## Requirement
Your task is to copy the material exactly.

━━━━━━━━━━━━━━━━

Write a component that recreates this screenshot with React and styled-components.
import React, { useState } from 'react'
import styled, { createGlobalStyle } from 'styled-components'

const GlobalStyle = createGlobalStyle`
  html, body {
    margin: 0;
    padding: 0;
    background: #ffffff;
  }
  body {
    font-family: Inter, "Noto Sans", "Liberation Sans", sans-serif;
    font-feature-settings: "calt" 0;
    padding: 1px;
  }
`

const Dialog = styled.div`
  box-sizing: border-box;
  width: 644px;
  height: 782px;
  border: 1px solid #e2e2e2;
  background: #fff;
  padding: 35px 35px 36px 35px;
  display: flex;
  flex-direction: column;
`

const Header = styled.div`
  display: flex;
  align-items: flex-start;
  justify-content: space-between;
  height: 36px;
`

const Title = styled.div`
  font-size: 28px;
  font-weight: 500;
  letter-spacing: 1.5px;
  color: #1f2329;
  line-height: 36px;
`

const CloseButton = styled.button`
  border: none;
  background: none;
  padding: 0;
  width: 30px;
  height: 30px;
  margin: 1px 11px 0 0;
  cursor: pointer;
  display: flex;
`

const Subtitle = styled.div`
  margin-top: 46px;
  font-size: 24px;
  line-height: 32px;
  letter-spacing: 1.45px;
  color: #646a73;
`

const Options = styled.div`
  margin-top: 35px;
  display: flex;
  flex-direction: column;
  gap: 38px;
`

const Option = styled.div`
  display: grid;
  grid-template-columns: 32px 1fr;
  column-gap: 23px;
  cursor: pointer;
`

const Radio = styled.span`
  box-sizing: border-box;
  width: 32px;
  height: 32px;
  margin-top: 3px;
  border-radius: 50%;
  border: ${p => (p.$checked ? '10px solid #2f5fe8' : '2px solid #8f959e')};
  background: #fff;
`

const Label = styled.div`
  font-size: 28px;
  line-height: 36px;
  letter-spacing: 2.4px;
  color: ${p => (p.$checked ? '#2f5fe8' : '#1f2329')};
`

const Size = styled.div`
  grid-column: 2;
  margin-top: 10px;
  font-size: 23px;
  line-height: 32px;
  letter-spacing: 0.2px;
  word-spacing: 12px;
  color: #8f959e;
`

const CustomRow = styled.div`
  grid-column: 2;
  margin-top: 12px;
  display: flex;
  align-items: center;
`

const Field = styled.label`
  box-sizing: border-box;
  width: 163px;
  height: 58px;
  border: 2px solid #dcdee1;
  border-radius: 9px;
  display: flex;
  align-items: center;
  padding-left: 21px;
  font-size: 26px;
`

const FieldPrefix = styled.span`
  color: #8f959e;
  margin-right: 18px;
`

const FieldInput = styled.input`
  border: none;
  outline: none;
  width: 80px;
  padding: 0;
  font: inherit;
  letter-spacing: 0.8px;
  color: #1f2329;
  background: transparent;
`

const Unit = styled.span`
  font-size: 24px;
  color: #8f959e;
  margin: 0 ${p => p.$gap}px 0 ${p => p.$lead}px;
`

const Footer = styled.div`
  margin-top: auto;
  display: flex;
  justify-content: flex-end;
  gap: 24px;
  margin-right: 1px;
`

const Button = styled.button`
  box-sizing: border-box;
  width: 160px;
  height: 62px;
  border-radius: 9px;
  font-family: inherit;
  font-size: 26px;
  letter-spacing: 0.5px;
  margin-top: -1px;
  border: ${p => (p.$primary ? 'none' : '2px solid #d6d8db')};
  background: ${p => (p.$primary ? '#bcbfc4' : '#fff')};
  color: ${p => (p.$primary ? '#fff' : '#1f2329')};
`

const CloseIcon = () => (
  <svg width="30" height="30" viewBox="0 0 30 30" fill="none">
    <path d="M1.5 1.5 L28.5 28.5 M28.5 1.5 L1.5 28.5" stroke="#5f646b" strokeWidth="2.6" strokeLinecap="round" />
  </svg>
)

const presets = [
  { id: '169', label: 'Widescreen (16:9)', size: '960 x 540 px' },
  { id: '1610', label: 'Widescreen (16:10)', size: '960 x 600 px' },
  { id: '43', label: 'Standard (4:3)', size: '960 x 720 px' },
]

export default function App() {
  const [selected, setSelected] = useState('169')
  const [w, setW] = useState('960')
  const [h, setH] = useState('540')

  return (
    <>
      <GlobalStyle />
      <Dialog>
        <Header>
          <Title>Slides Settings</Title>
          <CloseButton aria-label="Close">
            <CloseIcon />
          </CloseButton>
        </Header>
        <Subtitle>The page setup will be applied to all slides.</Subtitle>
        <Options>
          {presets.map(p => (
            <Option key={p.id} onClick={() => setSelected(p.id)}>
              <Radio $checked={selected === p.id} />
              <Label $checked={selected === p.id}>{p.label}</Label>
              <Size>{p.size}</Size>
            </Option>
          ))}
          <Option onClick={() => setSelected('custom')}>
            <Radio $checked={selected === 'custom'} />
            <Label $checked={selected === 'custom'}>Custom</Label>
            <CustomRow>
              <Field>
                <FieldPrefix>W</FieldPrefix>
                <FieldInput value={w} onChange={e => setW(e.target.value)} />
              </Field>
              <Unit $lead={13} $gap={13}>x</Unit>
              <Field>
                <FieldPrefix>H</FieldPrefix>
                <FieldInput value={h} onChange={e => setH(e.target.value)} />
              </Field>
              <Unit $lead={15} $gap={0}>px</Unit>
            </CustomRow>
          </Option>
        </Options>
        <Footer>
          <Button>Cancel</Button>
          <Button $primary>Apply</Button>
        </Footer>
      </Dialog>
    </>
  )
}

━━━━━━━━━━━━━━━━

## Task response
Write a component that recreates this screenshot with React and styled-components.
import React, { useState } from 'react'
import styled, { createGlobalStyle } from 'styled-components'

const GlobalStyle = createGlobalStyle`
  html, body {
    margin: 0;
    padding: 0;
    background: #ffffff;
  }
  body {
    font-family: Inter, "Noto Sans", "Liberation Sans", sans-serif;
    font-feature-settings: "calt" 0;
    padding: 1px;
  }
`

const Dialog = styled.div`
  box-sizing: border-box;
  width: 644px;
  height: 782px;
  border: 1px solid #e2e2e2;
  background: #fff;
  padding: 35px 35px 36px 35px;
  display: flex;
  flex-direction: column;
`

const Header = styled.div`
  display: flex;
  align-items: flex-start;
  justify-content: space-between;
  height: 36px;
`

const Title = styled.div`
  font-size: 28px;
  font-weight: 500;
  letter-spacing: 1.5px;
  color: #1f2329;
  line-height: 36px;
`

const CloseButton = styled.button`
  border: none;
  background: none;
  padding: 0;
  width: 30px;
  height: 30px;
  margin: 1px 11px 0 0;
  cursor: pointer;
  display: flex;
`

const Subtitle = styled.div`
  margin-top: 46px;
  font-size: 24px;
  line-height: 32px;
  letter-spacing: 1.45px;
  color: #646a73;
`

const Options = styled.div`
  margin-top: 35px;
  display: flex;
  flex-direction: column;
  gap: 38px;
`

const Option = styled.div`
  display: grid;
  grid-template-columns: 32px 1fr;
  column-gap: 23px;
  cursor: pointer;
`

const Radio = styled.span`
  box-sizing: border-box;
  width: 32px;
  height: 32px;
  margin-top: 3px;
  border-radius: 50%;
  border: ${p => (p.$checked ? '10px solid #2f5fe8' : '2px solid #8f959e')};
  background: #fff;
`

const Label = styled.div`
  font-size: 28px;
  line-height: 36px;
  letter-spacing: 2.4px;
  color: ${p => (p.$checked ? '#2f5fe8' : '#1f2329')};
`

const Size = styled.div`
  grid-column: 2;
  margin-top: 10px;
  font-size: 23px;
  line-height: 32px;
  letter-spacing: 0.2px;
  word-spacing: 12px;
  color: #8f959e;
`

const CustomRow = styled.div`
  grid-column: 2;
  margin-top: 12px;
  display: flex;
  align-items: center;
`

const Field = styled.label`
  box-sizing: border-box;
  width: 163px;
  height: 58px;
  border: 2px solid #dcdee1;
  border-radius: 9px;
  display: flex;
  align-items: center;
  padding-left: 21px;
  font-size: 26px;
`

const FieldPrefix = styled.span`
  color: #8f959e;
  margin-right: 18px;
`

const FieldInput = styled.input`
  border: none;
  outline: none;
  width: 80px;
  padding: 0;
  font: inherit;
  letter-spacing: 0.8px;
  color: #1f2329;
  background: transparent;
`

const Unit = styled.span`
  font-size: 24px;
  color: #8f959e;
  margin: 0 ${p => p.$gap}px 0 ${p => p.$lead}px;
`

const Footer = styled.div`
  margin-top: auto;
  display: flex;
  justify-content: flex-end;
  gap: 24px;
  margin-right: 1px;
`

const Button = styled.button`
  box-sizing: border-box;
  width: 160px;
  height: 62px;
  border-radius: 9px;
  font-family: inherit;
  font-size: 26px;
  letter-spacing: 0.5px;
  margin-top: -1px;
  border: ${p => (p.$primary ? 'none' : '2px solid #d6d8db')};
  background: ${p => (p.$primary ? '#bcbfc4' : '#fff')};
  color: ${p => (p.$primary ? '#fff' : '#1f2329')};
`

const CloseIcon = () => (
  <svg width="30" height="30" viewBox="0 0 30 30" fill="none">
    <path d="M1.5 1.5 L28.5 28.5 M28.5 1.5 L1.5 28.5" stroke="#5f646b" strokeWidth="2.6" strokeLinecap="round" />
  </svg>
)

const presets = [
  { id: '169', label: 'Widescreen (16:9)', size: '960 x 540 px' },
  { id: '1610', label: 'Widescreen (16:10)', size: '960 x 600 px' },
  { id: '43', label: 'Standard (4:3)', size: '960 x 720 px' },
]

export default function App() {
  const [selected, setSelected] = useState('169')
  const [w, setW] = useState('960')
  const [h, setH] = useState('540')

  return (
    <>
      <GlobalStyle />
      <Dialog>
        <Header>
          <Title>Slides Settings</Title>
          <CloseButton aria-label="Close">
            <CloseIcon />
          </CloseButton>
        </Header>
        <Subtitle>The page setup will be applied to all slides.</Subtitle>
        <Options>
          {presets.map(p => (
            <Option key={p.id} onClick={() => setSelected(p.id)}>
              <Radio $checked={selected === p.id} />
              <Label $checked={selected === p.id}>{p.label}</Label>
              <Size>{p.size}</Size>
            </Option>
          ))}
          <Option onClick={() => setSelected('custom')}>
            <Radio $checked={selected === 'custom'} />
            <Label $checked={selected === 'custom'}>Custom</Label>
            <CustomRow>
              <Field>
                <FieldPrefix>W</FieldPrefix>
                <FieldInput value={w} onChange={e => setW(e.target.value)} />
              </Field>
              <Unit $lead={13} $gap={13}>x</Unit>
              <Field>
                <FieldPrefix>H</FieldPrefix>
                <FieldInput value={h} onChange={e => setH(e.target.value)} />
              </Field>
              <Unit $lead={15} $gap={0}>px</Unit>
            </CustomRow>
          </Option>
        </Options>
        <Footer>
          <Button>Cancel</Button>
          <Button $primary>Apply</Button>
        </Footer>
      </Dialog>
    </>
  )
}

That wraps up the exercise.